During Queen Elizabeth II’s well-received visit to Ireland in 2011 during her speech at Dublin Castle, once the centre of British power in Ireland, at the top table, sandwiched between David Cameron, then prime minister, and the Duke of Edinburgh, was Seamus Heaney.

Heaney explained at the time, “Open Letter was a few years ago and was always meant to characterise the culture itself rather than the person. Ted Hughes had just died, and the Good Friday Agreement had just come into force. Truth to tell I swore when I saw where I was placed – just sheer social anxiety, Marie was in a little bit more of a homely situation, between the Taoiseach and Cardinal Brady! So at that time I thought – come on now, do the decent thing here, and I actually got on easily and merrily with the Duke.”

Seamus Heaney was born on 13 April, 1939 in rural County Derry, in Northern Ireland. He was the eldest of nine children born to Patrick Heaney, a cattle farmer, and Margaret McCann, and grew up on the family farm of Mossbawn. Heaney’s childhood was a peaceful and simple one: in his Nobel lecture, he called it ‘an intimate, physical, creaturely existence… in suspension between the archaic and the modern’. The people, landscapes and memories of his upbringing would inform his poetry throughout his life.

Heaney describes the rhythms of life in Mossbawn in vivid detail – the churning of butter, gathering of rainwater and other long disappeared rituals of rural life. He also talks about growing up Catholic in the days before the violence of the Troubles in Northern Ireland, and how this informed daily interactions and his later worldview.

In 1951, Heaney began his studies at St Columb’s College in Derry, leaving the family home to become a boarder there. He poignantly describes the separation from his parents in the poem ‘The Conway Stewart’, from his final collection, Human Chain. Among his classmates at St Columb’s was the poet and academic Seamus Deane, who would become a lifelong friend and, later, a fellow director of the Field Day Theatre Company. Heaney went on to Queen’s University Belfast in 1957 to study English Language and Literature, and graduated with First Class Honours. After earning his diploma from St Joseph’s College of Education in 1962, he began his career as a teacher.

In 1965, he married Marie Devlin, who had grown up near the poet, in Ardboe, County Tyrone, on the shores of Lough Neagh. Together they had three children. They lived in Belfast until 1972, when they moved to County Wicklow in the Republic of Ireland. This was the first time that Heaney had devoted himself completely to his own writing and the family spent four years in Glanmore Cottage, a small gate lodge owned by their friend. In creative terms, the Glanmore years were an extremely productive period and though he was never to live in Northern Ireland again, Heaney’s early life there and the ongoing political situation would continue to inform his work. In 1975, he took up a teaching post at Carysfort College of Education in Dublin and, the following year, moved with his family to a new home in the city's neighbourhood of Sandymount, where he would live for the rest of his life.

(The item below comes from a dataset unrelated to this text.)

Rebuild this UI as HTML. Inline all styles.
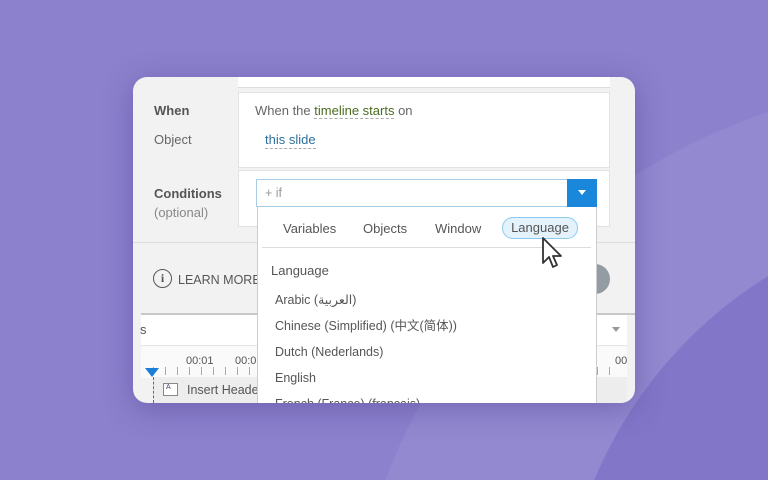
<!DOCTYPE html>
<html><head><meta charset="utf-8"><style>
*{margin:0;padding:0;box-sizing:border-box}
html,body{width:768px;height:480px;overflow:hidden}
body{position:relative;font-family:"Liberation Sans","Noto Sans CJK SC",sans-serif;background:#8b81cd}
.bg{position:absolute;left:0;top:0;width:768px;height:480px;overflow:hidden}
.c1{position:absolute;left:345px;top:80px;width:1240px;height:1240px;border-radius:50%;background:#9289d1}
.c2{position:absolute;left:560px;top:210px;width:880px;height:880px;border-radius:50%;background:#8176c8}
.card{position:absolute;left:133px;top:77px;width:502px;height:326px;border-radius:14px;background:#f2f2f2;overflow:hidden;box-shadow:0 6px 30px rgba(60,40,120,.35)}
.a{position:absolute;line-height:1.2}
.lbl{color:#666;font-size:13px}
.b{font-weight:bold;color:#555}
.w{background:#fff}
.item{position:absolute;left:275px;font-size:12.5px;color:#555;line-height:15px;white-space:nowrap}
</style></head><body>
<div class="bg"><div class="c1"></div><div class="c2"></div></div>
<div class="card">
 <div class="a w" style="left:105px;top:0;width:372px;height:11px;border-bottom:1px solid #ddd"></div>
 <div class="a w" style="left:105px;top:15px;width:372px;height:76px;border:1px solid #e2e2e2"></div>
 <div class="a w" style="left:105px;top:93px;width:372px;height:57px;border:1px solid #e2e2e2"></div>
 <div class="a lbl b" style="left:21px;top:26px">When</div>
 <div class="a lbl" style="left:21px;top:55px">Object</div>
 <div class="a lbl" style="left:122px;top:26px">When the <span style="color:#4b6b1f;border-bottom:1px dashed #aaa">timeline starts</span> on</div>
 <div class="a lbl" style="left:132px;top:55px;color:#2f6f9a;border-bottom:1px dashed #aaa">this slide</div>
 <div class="a lbl b" style="left:21px;top:109px">Conditions</div>
 <div class="a lbl" style="left:21px;top:128px;color:#888">(optional)</div>
 <div class="a" style="left:0;top:165px;width:502px;height:1px;background:#ddd"></div>
 <div class="a" style="left:20px;top:192px;width:19px;height:19px;border:1.5px solid #555;border-radius:50%;font:bold 12px 'Liberation Serif',serif;color:#555;text-align:center;line-height:16px">i</div>
 <div class="a" style="left:45px;top:196px;font-size:12.5px;color:#555">LEARN MORE</div>
 <div class="a" style="left:447px;top:187px;width:30px;height:30px;border-radius:50%;background:#949ba2"></div>
 <div class="a" style="left:8px;top:236px;width:494px;height:2px;background:#c8c8c8"></div>
 <div class="a w" style="left:8px;top:238px;width:486px;height:30px"></div>
 <div class="a" style="left:7px;top:245px;font-size:13px;color:#555">s</div>
 <div class="a" style="left:479px;top:250px;border:4px solid transparent;border-top:5px solid #999"></div>
 <div class="a" style="left:8px;top:268px;width:486px;height:33px;background:#fafafa;border-top:1px solid #e4e4e4"></div>
 <div class="a" style="left:53px;top:278px;font-size:11px;color:#555">00:01</div>
 <div class="a" style="left:102px;top:278px;font-size:11px;color:#555">00:0</div>
 <div class="a" style="left:482px;top:278px;font-size:11px;color:#555">00</div>
 <div class="a" style="left:20px;top:290px;width:460px;height:8px;background:repeating-linear-gradient(90deg,#aaa 0 1px,transparent 1px 12px)"></div>
 <div class="a" style="left:12px;top:291px;border:7px solid transparent;border-top:9px solid #1a7fd6;border-bottom:0"></div>
 <div class="a" style="left:20px;top:300px;width:0;height:26px;border-left:1px dashed #1a7fd6"></div>
 <div class="a" style="left:21px;top:300px;width:473px;height:26px;background:#ededed"></div>
 <div class="a" style="left:30px;top:306px;width:15px;height:13px;border:1px solid #888;background:#fff;font-size:7px;color:#447;padding-left:2px">A</div>
 <div class="a" style="left:54px;top:306px;font-size:12.5px;color:#555">Insert Header</div>
</div>
<div class="a w" style="left:256px;top:179px;width:341px;height:28px;border:1px solid #a8cce6"></div>
<div class="a" style="left:265px;top:186px;font-size:12.5px;color:#999">+ if</div>
<div class="a" style="left:567px;top:179px;width:30px;height:28px;background:#1a87da"></div>
<div class="a" style="left:578px;top:190px;border:4px solid transparent;border-top:5px solid #fff"></div>
<div class="a w" style="left:257px;top:207px;width:340px;height:196px;border-left:1px solid #ccc;border-right:1px solid #ccc"></div>
<div class="a" style="left:283px;top:221px;font-size:13px;color:#555">Variables</div>
<div class="a" style="left:363px;top:221px;font-size:13px;color:#555">Objects</div>
<div class="a" style="left:435px;top:221px;font-size:13px;color:#555">Window</div>
<div class="a" style="left:502px;top:217px;width:76px;height:22px;border:1.5px solid #8ec9ec;background:#e3f2fb;border-radius:11px;font-size:13px;color:#555;text-align:center;line-height:19px">Language</div>
<div class="a" style="left:262px;top:247px;width:329px;height:1px;background:#ddd"></div>
<div class="a" style="left:271px;top:263px;font-size:13px;color:#555">Language</div>
<div class="item" style="top:293px">Arabic (العربية)</div>
<div class="item" style="top:319px">Chinese (Simplified) (中文(简体))</div>
<div class="item" style="top:345px">Dutch (Nederlands)</div>
<div class="item" style="top:371px">English</div>
<div class="item" style="top:397px;height:6px;overflow:hidden">French (France) (français)</div>
<svg class="a" style="left:540px;top:236px" width="28" height="38" viewBox="0 0 28 38"><path d="M3 2 L3 27 L9 21 L13 31 L17 29 L13 20 L21 20 Z" fill="#fff" stroke="#333" stroke-width="1.8" stroke-linejoin="round"/></svg>
</body></html>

Throughout the 1980s and 1990s, Seamus Heaney’s international reputation grew. His work gained a devoted readership in the US in particular, where, from 1982 onwards, he spent four months every year teaching at Harvard University. As his work was translated into other languages, he also found a readership beyond the English-speaking world. He took his role as an ambassador for poetry seriously, advocating its relevance and necessity in his lectures as Oxford Professor of Poetry and perhaps most memorably in his 1995 Nobel lecture, ‘Crediting Poetry’. He travelled extensively, delivering lectures, taking part in festivals and summer schools, and giving readings around the world.

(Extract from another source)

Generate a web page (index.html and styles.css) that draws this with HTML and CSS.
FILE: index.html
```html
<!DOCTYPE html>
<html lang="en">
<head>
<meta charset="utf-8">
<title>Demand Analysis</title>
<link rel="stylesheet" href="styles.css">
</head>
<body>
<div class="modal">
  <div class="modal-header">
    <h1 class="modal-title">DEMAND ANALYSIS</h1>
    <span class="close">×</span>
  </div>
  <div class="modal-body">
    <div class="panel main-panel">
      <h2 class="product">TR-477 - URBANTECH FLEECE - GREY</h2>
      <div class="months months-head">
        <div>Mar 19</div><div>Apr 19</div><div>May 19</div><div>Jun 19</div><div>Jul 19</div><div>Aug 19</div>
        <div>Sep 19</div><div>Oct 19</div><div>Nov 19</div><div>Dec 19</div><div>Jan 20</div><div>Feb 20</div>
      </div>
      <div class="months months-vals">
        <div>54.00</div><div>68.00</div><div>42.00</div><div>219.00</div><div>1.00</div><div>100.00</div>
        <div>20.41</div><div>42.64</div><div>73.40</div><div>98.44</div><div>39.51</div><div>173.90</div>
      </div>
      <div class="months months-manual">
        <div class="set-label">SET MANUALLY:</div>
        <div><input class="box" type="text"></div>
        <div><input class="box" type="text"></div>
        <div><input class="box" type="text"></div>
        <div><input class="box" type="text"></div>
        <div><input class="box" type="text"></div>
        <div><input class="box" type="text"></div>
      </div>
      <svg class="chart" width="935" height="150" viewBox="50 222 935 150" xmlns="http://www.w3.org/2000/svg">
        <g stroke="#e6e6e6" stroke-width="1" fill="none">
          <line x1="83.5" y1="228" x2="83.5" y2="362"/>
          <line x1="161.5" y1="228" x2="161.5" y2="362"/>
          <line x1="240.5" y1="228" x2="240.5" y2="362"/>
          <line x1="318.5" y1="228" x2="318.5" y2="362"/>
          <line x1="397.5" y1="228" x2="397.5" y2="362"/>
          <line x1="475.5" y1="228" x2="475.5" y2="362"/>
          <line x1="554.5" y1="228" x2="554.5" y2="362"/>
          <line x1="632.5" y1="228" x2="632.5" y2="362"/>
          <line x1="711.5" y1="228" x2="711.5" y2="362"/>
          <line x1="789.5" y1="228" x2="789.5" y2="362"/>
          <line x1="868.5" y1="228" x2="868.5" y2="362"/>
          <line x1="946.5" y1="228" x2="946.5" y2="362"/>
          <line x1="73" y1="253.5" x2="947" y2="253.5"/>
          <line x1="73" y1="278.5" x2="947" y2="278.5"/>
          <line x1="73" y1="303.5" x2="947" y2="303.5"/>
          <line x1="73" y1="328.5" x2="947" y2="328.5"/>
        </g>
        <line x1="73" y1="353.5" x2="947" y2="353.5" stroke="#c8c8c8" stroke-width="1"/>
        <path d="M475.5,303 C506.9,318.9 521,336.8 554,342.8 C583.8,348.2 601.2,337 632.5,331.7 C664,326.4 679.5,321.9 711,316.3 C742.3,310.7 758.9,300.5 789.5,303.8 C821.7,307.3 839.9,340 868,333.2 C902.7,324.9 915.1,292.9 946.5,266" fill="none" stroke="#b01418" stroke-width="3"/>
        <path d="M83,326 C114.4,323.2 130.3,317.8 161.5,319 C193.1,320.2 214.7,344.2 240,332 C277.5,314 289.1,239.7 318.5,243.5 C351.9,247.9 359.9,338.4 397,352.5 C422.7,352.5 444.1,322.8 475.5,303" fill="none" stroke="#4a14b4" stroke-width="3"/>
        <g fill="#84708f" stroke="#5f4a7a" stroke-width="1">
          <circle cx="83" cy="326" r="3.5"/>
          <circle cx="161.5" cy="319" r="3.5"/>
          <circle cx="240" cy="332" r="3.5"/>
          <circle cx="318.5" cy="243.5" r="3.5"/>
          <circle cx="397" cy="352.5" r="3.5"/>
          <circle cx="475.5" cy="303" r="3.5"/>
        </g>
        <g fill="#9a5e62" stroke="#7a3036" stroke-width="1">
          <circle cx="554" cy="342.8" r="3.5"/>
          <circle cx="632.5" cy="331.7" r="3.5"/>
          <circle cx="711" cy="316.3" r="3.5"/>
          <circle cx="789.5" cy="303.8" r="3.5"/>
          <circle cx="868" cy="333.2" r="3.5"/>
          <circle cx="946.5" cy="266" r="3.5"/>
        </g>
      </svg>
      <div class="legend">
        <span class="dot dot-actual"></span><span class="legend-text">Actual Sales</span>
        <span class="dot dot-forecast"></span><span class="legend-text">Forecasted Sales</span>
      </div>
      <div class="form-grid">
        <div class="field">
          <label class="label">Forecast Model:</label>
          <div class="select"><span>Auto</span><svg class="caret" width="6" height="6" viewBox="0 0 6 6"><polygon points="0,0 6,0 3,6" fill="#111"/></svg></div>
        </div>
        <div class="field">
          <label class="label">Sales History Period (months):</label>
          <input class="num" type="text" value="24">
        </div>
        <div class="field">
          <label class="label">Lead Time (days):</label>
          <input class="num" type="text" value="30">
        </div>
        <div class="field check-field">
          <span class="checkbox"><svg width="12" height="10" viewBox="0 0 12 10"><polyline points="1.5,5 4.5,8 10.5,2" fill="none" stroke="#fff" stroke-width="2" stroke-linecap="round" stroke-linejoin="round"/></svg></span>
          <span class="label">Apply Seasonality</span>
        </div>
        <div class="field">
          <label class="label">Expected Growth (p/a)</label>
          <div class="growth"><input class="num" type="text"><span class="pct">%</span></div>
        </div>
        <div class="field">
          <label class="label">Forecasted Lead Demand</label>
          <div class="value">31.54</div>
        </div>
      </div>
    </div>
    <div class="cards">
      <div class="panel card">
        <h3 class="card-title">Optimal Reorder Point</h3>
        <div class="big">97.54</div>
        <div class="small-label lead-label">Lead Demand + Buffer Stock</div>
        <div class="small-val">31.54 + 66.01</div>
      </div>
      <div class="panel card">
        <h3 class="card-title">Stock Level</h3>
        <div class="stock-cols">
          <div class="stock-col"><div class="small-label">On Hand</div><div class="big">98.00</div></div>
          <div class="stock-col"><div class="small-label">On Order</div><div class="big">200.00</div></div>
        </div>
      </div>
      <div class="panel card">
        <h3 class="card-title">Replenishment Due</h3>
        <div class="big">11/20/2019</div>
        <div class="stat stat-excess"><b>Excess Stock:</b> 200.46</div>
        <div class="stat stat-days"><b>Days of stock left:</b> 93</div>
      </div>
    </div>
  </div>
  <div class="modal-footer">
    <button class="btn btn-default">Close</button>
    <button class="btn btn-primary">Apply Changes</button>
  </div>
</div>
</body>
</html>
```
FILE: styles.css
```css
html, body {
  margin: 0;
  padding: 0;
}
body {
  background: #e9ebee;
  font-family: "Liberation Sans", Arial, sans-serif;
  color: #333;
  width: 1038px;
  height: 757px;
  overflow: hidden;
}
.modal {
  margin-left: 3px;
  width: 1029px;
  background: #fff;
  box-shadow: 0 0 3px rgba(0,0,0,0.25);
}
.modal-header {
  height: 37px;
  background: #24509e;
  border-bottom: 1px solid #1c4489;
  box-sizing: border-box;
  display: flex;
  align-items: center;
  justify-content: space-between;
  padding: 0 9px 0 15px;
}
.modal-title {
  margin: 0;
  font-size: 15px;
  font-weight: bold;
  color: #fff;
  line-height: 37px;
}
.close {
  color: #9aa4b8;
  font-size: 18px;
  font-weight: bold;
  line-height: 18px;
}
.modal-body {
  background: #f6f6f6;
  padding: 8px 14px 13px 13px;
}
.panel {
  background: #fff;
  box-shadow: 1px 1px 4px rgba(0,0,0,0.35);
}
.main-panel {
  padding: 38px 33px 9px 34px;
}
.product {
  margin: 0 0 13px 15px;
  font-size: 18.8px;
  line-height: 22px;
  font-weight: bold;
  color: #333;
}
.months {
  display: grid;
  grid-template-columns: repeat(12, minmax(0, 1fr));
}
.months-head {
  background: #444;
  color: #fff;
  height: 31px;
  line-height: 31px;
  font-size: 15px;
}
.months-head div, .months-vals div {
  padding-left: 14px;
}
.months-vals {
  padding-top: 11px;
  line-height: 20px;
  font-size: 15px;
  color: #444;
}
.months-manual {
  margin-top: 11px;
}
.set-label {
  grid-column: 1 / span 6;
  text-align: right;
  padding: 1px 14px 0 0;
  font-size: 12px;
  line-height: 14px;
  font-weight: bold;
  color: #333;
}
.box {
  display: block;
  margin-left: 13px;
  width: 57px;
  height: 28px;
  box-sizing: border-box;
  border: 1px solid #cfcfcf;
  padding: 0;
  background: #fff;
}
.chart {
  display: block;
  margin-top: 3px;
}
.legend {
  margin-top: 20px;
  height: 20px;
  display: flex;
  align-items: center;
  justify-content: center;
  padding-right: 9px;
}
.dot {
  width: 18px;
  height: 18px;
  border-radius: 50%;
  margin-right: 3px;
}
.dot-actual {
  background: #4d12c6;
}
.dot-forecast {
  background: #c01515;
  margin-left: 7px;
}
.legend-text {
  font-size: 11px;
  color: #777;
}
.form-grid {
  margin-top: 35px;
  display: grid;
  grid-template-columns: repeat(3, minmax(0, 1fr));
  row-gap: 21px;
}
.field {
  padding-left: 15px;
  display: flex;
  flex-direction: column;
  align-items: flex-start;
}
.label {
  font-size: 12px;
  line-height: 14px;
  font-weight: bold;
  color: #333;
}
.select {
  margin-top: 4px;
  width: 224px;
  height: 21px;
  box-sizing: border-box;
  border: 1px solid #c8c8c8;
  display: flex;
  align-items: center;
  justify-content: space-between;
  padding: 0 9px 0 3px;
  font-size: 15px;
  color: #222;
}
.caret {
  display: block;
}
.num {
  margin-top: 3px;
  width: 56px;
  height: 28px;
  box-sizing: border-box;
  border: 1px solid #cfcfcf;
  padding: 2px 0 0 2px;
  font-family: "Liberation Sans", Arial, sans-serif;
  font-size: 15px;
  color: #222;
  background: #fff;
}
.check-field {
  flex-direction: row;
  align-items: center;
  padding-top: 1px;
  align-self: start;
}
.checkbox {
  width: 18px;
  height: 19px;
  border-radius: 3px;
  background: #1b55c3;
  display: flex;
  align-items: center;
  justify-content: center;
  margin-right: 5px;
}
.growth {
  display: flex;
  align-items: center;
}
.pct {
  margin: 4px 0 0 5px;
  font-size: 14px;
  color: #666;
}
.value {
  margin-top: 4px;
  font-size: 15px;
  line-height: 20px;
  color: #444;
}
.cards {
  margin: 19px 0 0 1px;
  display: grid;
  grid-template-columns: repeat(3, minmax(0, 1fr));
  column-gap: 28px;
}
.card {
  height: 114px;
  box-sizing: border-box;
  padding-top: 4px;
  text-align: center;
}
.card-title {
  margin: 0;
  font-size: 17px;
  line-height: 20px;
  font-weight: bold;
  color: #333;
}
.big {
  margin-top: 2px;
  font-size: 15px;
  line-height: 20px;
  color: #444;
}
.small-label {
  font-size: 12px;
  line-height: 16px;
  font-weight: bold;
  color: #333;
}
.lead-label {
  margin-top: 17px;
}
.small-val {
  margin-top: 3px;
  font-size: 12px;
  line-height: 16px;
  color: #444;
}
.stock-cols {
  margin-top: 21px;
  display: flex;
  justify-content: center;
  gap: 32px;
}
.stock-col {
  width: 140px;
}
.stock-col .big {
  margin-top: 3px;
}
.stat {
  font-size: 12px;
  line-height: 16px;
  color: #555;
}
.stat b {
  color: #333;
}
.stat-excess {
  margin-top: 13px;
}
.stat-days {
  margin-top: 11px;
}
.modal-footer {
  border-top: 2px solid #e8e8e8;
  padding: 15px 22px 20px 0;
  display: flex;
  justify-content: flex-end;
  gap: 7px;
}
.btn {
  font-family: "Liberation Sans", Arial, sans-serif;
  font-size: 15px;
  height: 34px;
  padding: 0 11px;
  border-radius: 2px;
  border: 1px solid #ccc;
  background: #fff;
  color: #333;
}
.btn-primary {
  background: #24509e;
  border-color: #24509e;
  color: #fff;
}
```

The Nobel Prize in Literature 1995 was awarded to Seamus Heaney "for works of lyrical beauty and ethical depth, which exalt everyday miracles and the living past"

Heaney was also an accomplished translator. His 1999 version of the Old English epic poem Beowulf became an international bestseller. Other works include translations from Middle Irish, such as Sweeney Astray and The Midnight Verdict.

In Ireland, he became an increasingly public figure and was frequently called upon to comment on political situations, such as the Northern Ireland Peace Process. It was a duty he took seriously, as reflected in poems such as ‘From the Republic of Conscience’, written for Amnesty International, and ‘Beacons at Bealtaine’, a specially commissioned poem which he read in Dublin on 1 May 2004, at a ceremony to mark the accession of ten new countries to the European Union.

Among his peers in the literary community, Heaney is perhaps best remembered for his generosity of spirit and unstinting support of younger writers, championing them in public and encouraging them in private correspondence. (He was particularly devoted to sending postcards to friends and family.) Famously, an early recipient of this support was the young Paul Muldoon, but there were countless others to whom he acted as a guiding spirit. He was a supporter and patron of many poetry organisations and prizes - including Poetry Ireland, the Poetry Archive, the Irish Literary Society and Poetry Aloud. 

His untimely death in Dublin on 30 August 2013, after a short illness, prompted a huge outpouring of grief in his native Ireland and around the world.

In 2004, the Seamus Heaney Centre for Poetry opened at Queen’s University Belfast, Heaney’s alma mater, and offers undergraduate and postgraduate tuition in creative writing as well as events and a poetry prize. In 2011, Heaney donated his literary papers and notebooks to the National Library of Ireland, so that they would find a permanent home in Ireland and be accessible to scholars and anyone with an interest in his work. The Heaney papers are among the most consulted of Library’s collections. Manuscripts and notebooks from this collection form the basis of a major new exhibition, Listen Now Again, which opened in July 2018 in the Bank of Ireland Culture and Heritage Centre at College Green in Dublin. In 2016, the Seamus Heaney HomePlace opened in his home village of Bellaghy, County Derry. An award-winning arts and literary centre, it houses a permanent exhibition celebrating his life and poetry, amid the landscape that inspired it.